◆ Stated problem
Go through the data below and gather each line containing "this".
____
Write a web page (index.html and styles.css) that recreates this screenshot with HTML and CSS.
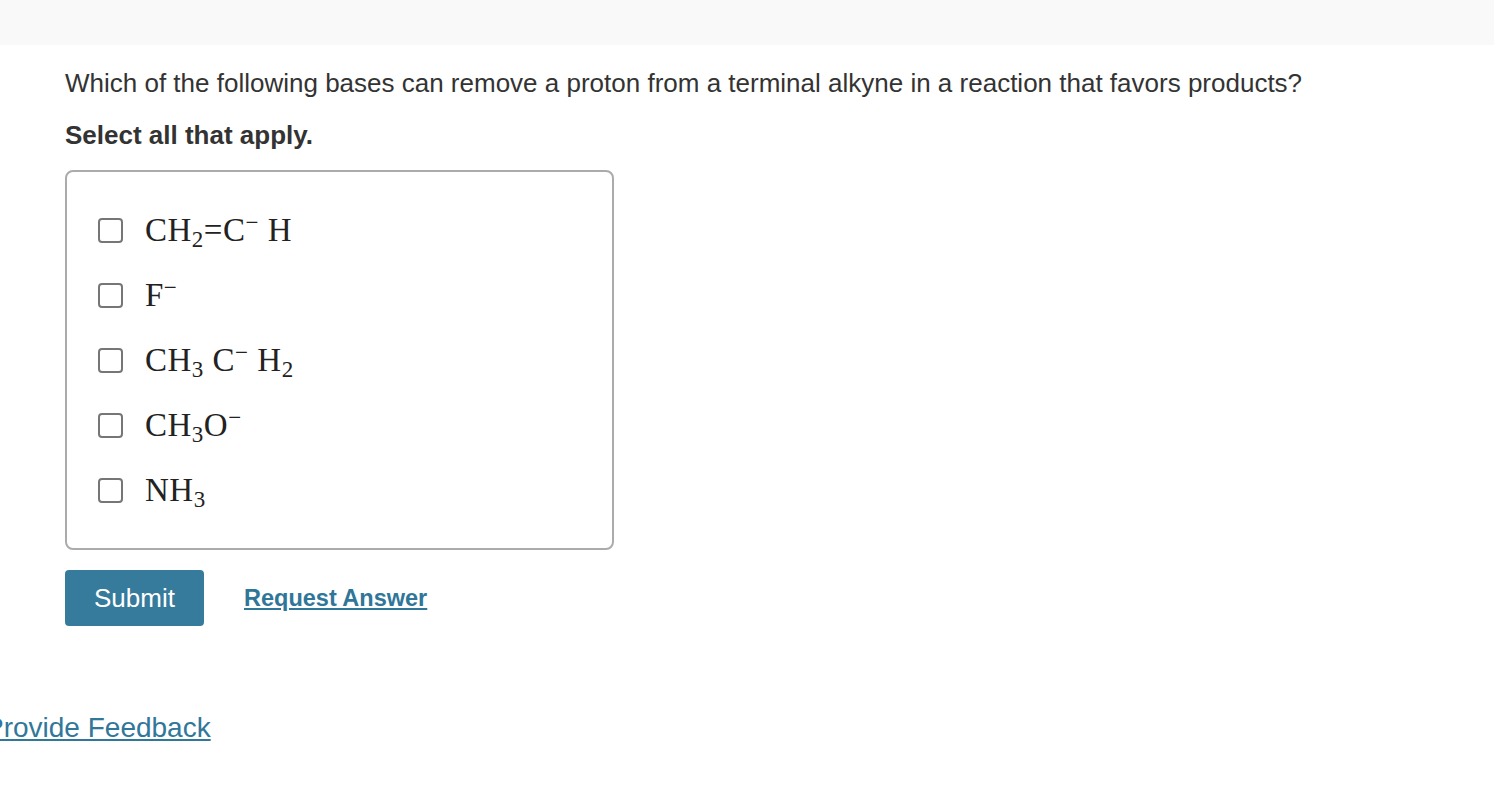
FILE: index.html
```html
<!DOCTYPE html>
<html lang="en">
<head>
    <meta charset="UTF-8">
    <title>Question</title>
    <link rel="stylesheet" href="styles.css">
</head>
<body>
    <div class="top-bar"></div>

    <div class="question">
        <p class="prompt">Which of the following bases can remove a proton from a terminal alkyne in a reaction that favors products?</p>
        <p class="instruction">Select all that apply.</p>

        <div class="choices">
            <label class="choice">
                <span class="box"></span>
                <span class="math">CH<sub>2</sub>=C<sup>−</sup>&nbsp;H</span>
            </label>
            <label class="choice">
                <span class="box"></span>
                <span class="math">F<sup>−</sup></span>
            </label>
            <label class="choice">
                <span class="box"></span>
                <span class="math">CH<sub>3</sub>&nbsp;C<sup>−</sup>&nbsp;H<sub>2</sub></span>
            </label>
            <label class="choice">
                <span class="box"></span>
                <span class="math">CH<sub>3</sub>O<sup>−</sup></span>
            </label>
            <label class="choice">
                <span class="box"></span>
                <span class="math">NH<sub>3</sub></span>
            </label>
        </div>

        <div class="actions">
            <button class="submit-btn">Submit</button>
            <a href="#" class="request-link">Request Answer</a>
        </div>
    </div>

    <div class="footer">
        <a href="#" class="feedback-link">Provide Feedback</a>
    </div>
</body>
</html>
```

FILE: styles.css
```css
body {
    font-family: "Liberation Sans", Arial, sans-serif;
    margin: 0;
    color: #333;
    background: #fff;
}

.top-bar {
    height: 45px;
    background-color: #f9f9f9;
}

.question {
    padding: 0 65px;
}

.prompt {
    font-size: 26px;
    margin: 22px 0 0 0;
    line-height: 32px;
}

.instruction {
    font-size: 26px;
    font-weight: bold;
    margin: 20px 0 0 0;
    line-height: 32px;
}

.choices {
    width: 545px;
    margin-top: 19px;
    border: 2px solid #ababab;
    border-radius: 8px;
    padding: 40px 0 40px 0;
    display: flex;
    flex-direction: column;
    gap: 29px;
}

.choice {
    display: flex;
    align-items: center;
    height: 36px;
    padding-left: 31px;
}

.box {
    width: 21px;
    height: 21px;
    border: 2px solid #767676;
    border-radius: 4px;
    margin-right: 22px;
}

.math {
    font-family: "Liberation Serif", "Times New Roman", serif;
    font-size: 33px;
    letter-spacing: 0.5px;
    color: #222;
    line-height: 36px;
}

.math sub {
    font-size: 23px;
    vertical-align: -6px;
    line-height: 0;
}

.math sup {
    font-size: 23px;
    vertical-align: 11px;
    line-height: 0;
}

.actions {
    display: flex;
    align-items: center;
    gap: 40px;
    margin-top: 20px;
}

.submit-btn {
    font-family: "Liberation Sans", Arial, sans-serif;
    font-size: 26px;
    color: #fff;
    background-color: #367a9c;
    border: none;
    border-radius: 4px;
    width: 139px;
    height: 56px;
    cursor: pointer;
}

.request-link {
    font-size: 23.5px;
    font-weight: bold;
    color: #2f7698;
    text-decoration: underline;
}

.footer {
    margin-top: 86px;
}

.feedback-link {
    display: inline-block;
    margin-left: -15px;
    font-size: 28px;
    color: #31779a;
    text-decoration: underline;
}
```
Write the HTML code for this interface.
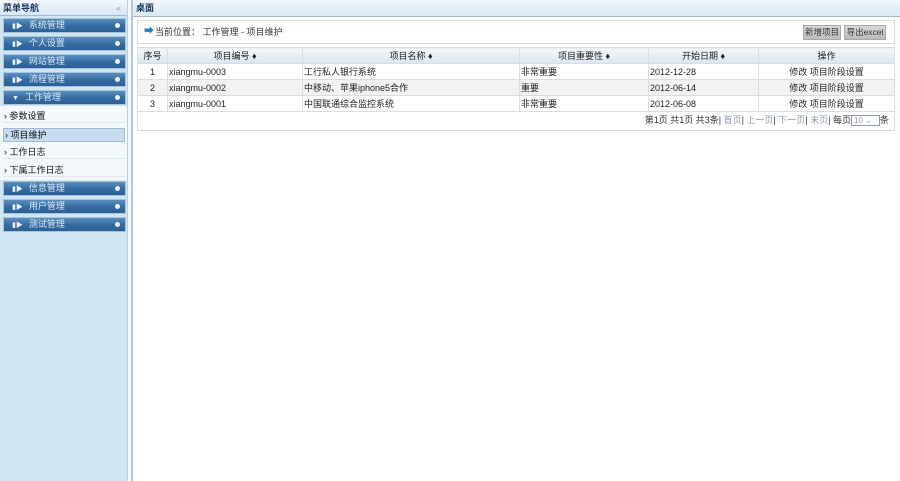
<!DOCTYPE html>
<html><head><meta charset="utf-8"><style>
*{margin:0;padding:0;box-sizing:border-box}
body{width:900px;height:481px;overflow:hidden;background:#fff;font-family:"Liberation Sans","Noto Sans CJK SC",sans-serif;font-size:9px;color:#222;position:relative}
.side{position:absolute;left:0;top:0;width:128px;height:481px;background:#cfe6f0;border-right:1px solid #b9cfe0}
.sbar{position:absolute;left:128px;top:0;width:5px;height:481px;background:#f4f8fb;border-right:2px solid #b5c7e0}
.stitle{height:16px;background:linear-gradient(#f2f7fc,#d9e7f5);border-bottom:1px solid #9fb8d4;font-weight:bold;font-size:9px;color:#14355c;line-height:16px;padding-left:3px;position:relative}
.stitle span{position:absolute;right:6px;top:0;color:#8aa5c5;font-weight:normal}
.m{position:absolute;left:3px;width:123px;height:15px;background:linear-gradient(#5b8fbf,#356aa0 55%,#2c5f95);border:1px solid #a7c4dc;color:#dce9f5;line-height:13px;padding-left:8px;font-size:9px}
.m:after{content:"";position:absolute;right:5px;top:4px;width:5px;height:5px;border-radius:50%;background:#eef4fa}
.m b{font-weight:normal;font-size:7px;margin-right:6px;color:#e8f0f8}
.sub{position:absolute;left:0;top:106px;width:127px;height:74px;background:#f3f8fb}
.si{position:absolute;left:3px;font-size:9px;color:#111;line-height:12px;width:122px;padding-left:1px}
.si.on{background:#c8dcef;border:1px solid #9fbbd8}
.si.l{border-bottom:1px solid #dde8f0}
.mh{position:absolute;left:133px;top:0;width:767px;height:17px;background:linear-gradient(#f2f7fc,#d9e7f5);border-bottom:1px solid #9fb8d4;font-weight:bold;line-height:16px;padding-left:3px;color:#14355c}
.crumb{position:absolute;left:137px;top:20px;width:758px;height:24px;border:1px solid #d3dbe3;line-height:22px;padding-left:17px;color:#333}
.crumb i{position:absolute;left:6px;top:0;color:#2a7bc0;font-style:normal;font-size:10px}
.btn{position:absolute;top:4px;height:15px;border:1px solid #a9a9a9;background:linear-gradient(#d8d8d8,#bcbcbc);line-height:13px;color:#333;text-align:center;overflow:hidden;white-space:nowrap;font-size:8.5px}
table{position:absolute;left:137px;top:47px;width:758px;border-collapse:collapse}
td,th{height:16px;border:1px solid #d6dde4;font-size:9px;padding:0 1px;font-weight:normal}
th{background:linear-gradient(#f3f6f9,#dce5ee);color:#222;text-align:center}
tr.g td{background:#f2f2f2}
.pg{position:absolute;left:137px;top:111px;width:758px;height:20px;border:1px solid #d3dbe3;border-top:none;text-align:right;line-height:19px;padding-right:5px;color:#333}
.pg span{color:#8a9ab0}
.sel{display:inline-block;width:29px;height:11px;border:1px solid #7f9db9;line-height:9px;text-align:left;padding-left:2px;vertical-align:middle;font-size:8px;color:#000;background:#fff}
</style></head><body>
<div class="side">
<div class="stitle">菜单导航<span>«</span></div>
</div>
<div class="m" style="top:18px"><b>▮▶</b>系统管理</div>
<div class="m" style="top:36px"><b>▮▶</b>个人设置</div>
<div class="m" style="top:54px"><b>▮▶</b>网站管理</div>
<div class="m" style="top:72px"><b>▮▶</b>流程管理</div>
<div class="m" style="top:90px"><b>▼</b>工作管理</div>
<div class="sub"></div>
<div class="si l" style="top:110px">› 参数设置</div>
<div class="si on" style="top:128px;left:3px">› 项目维护</div>
<div class="si l" style="top:146px">› 工作日志</div>
<div class="si l" style="top:164px">› 下属工作日志</div>
<div class="m" style="top:181px"><b>▮▶</b>信息管理</div>
<div class="m" style="top:199px"><b>▮▶</b>用户管理</div>
<div class="m" style="top:217px"><b>▮▶</b>测试管理</div>
<div class="sbar"></div>
<div class="mh">桌面</div>
<div class="crumb"><i>➡</i>当前位置： 工作管理 - 项目维护
<div class="btn" style="left:665px;width:38px">新增项目</div><div class="btn" style="left:706px;width:42px">导出excel</div></div>
<table>
<tr><th style="width:30px">序号</th><th style="width:135px">项目编号 ♦</th><th style="width:217px">项目名称 ♦</th><th style="width:129px">项目重要性 ♦</th><th style="width:110px">开始日期 ♦</th><th>操作</th></tr>
<tr><td align="center">1</td><td>xiangmu-0003</td><td>工行私人银行系统</td><td>非常重要</td><td>2012-12-28</td><td align="center">修改 项目阶段设置</td></tr>
<tr class="g"><td align="center">2</td><td>xiangmu-0002</td><td>中移动、苹果iphone5合作</td><td>重要</td><td>2012-06-14</td><td align="center">修改 项目阶段设置</td></tr>
<tr><td align="center">3</td><td>xiangmu-0001</td><td>中国联通综合监控系统</td><td>非常重要</td><td>2012-06-08</td><td align="center">修改 项目阶段设置</td></tr>
</table>
<div class="pg">第1页 共1页 共3条| <span>首页</span>| <span>上一页</span>| <span>下一页</span>| <span>末页</span>| 每页<span class="sel">10 ⌄</span>条</div>
</body></html>
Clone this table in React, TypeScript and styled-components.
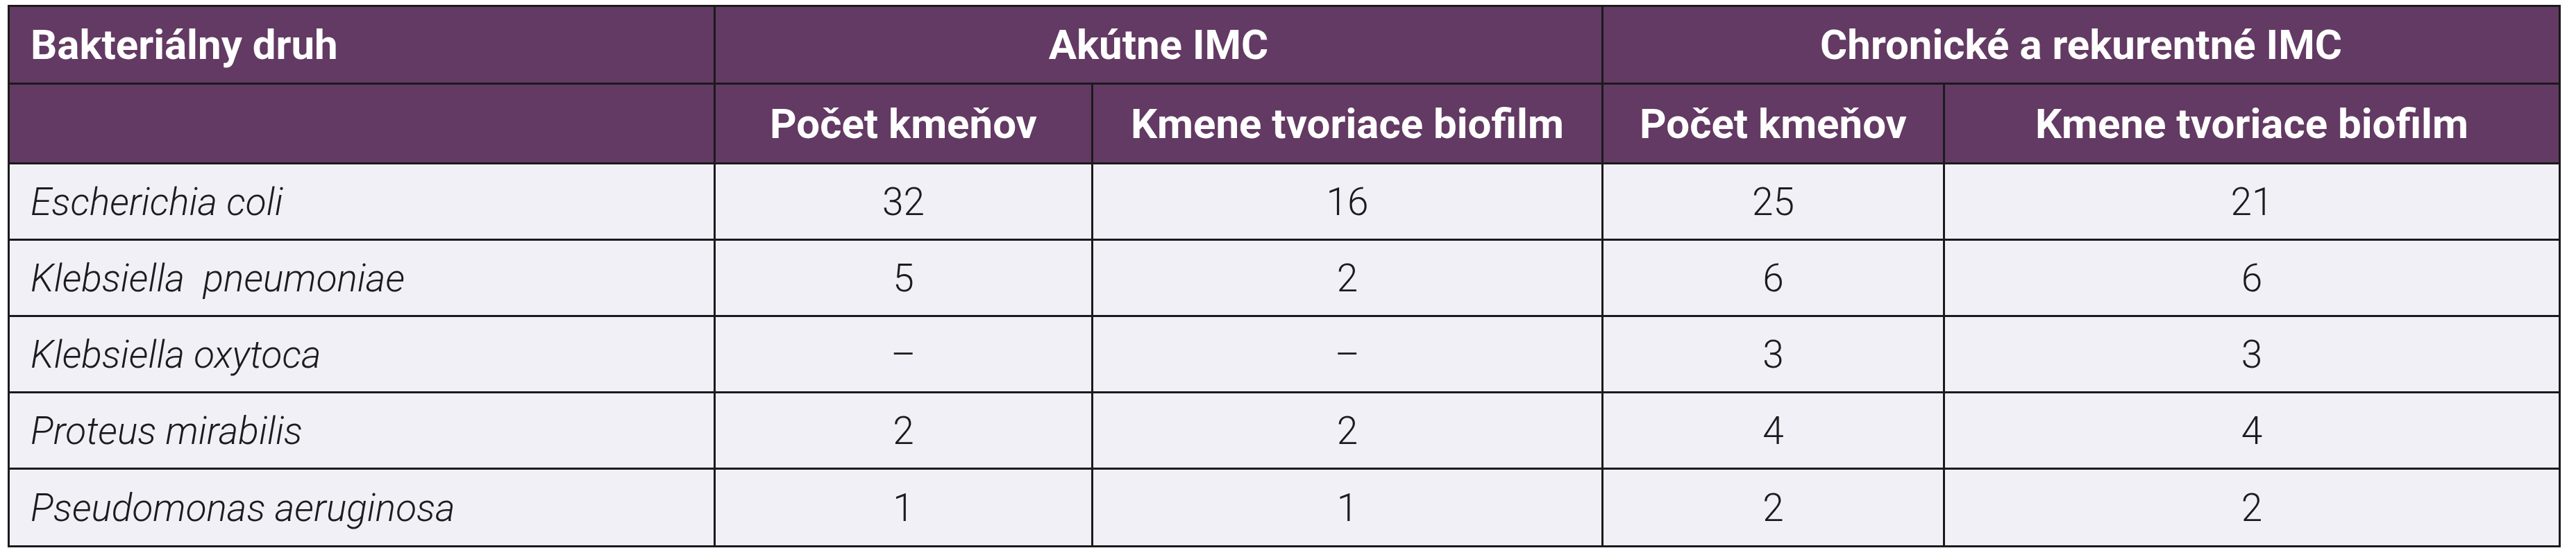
____
◆ Answer to the problem
Write a web page (index.html and styles.css) that recreates this screenshot with HTML and CSS.
Write the HTML code for this interface.
Clone this table in React, TypeScript and styled-components.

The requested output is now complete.